I'd also like to see Internet signature gathering with security measures that allow for independent verification.

Summer Column: It's Time To Permit Voters To Sign Initiative Petitions On the Internet

August 3, 2008 - 7:19pm

After a busy spring and summer, signature gathering across the country is finally reaching its 2008 conclusion. The final deadlines for turning in signatures for November ballot initiatives are this week in three states: Colorado (August 4), North Dakota (August 5), and Ohio (August 6). Deadlines in all the other states have already passed. So  I'm heading to a small town in rural Wisconsin (your blogger's Cheesehead in-laws have a bug-infested family cottage on a lake) for a week to catch up on sleep (you may have noticed a few more mental hiccups than usual on the blog lately) and do some writing. I plan to stay away from email and the Internet until Aug. 11. But before I go, I wanted to advance an idea: permitting voters to sign initiative petitions on-line.

In some states, there's already limited circulation by Internet. If a petition is formatted right, it can be emailed to voters, who print it out, sign it and send it in. That's fine, but I'd like to go further, permitting voters to add their names to ballot initiative petitions as they now do to other on-line petitions. For security's sake, the voters would have to provide more than just their real name. They'd have to give an address, an email, and a phone number that matches the number on their voter registration--a phone number where they could be reached to verify that their signature is authentic. 

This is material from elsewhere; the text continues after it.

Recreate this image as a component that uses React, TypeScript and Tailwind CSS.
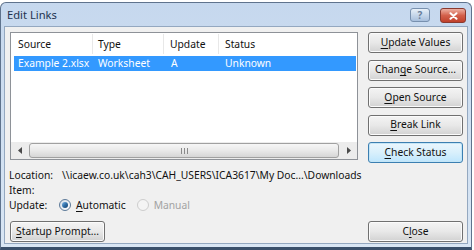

Attack On Three Colorado Measures

August 1, 2008 - 1:49pm


The above ad is running in Colorado. It attacks the well-known Amendment 47 (the Right to Work measure) and two other ballot initiatives supported by business and opposed by labor. Denver's ABC station does a fact-check of the ad here.

The ad is interesting for students of direct democracy because it criticizes the measures not for their content but for how signatures were gathered. For those who know the blockbuster democracy business, the most interesting part is the claim that people with criminal records  helped gather signatures. No kidding!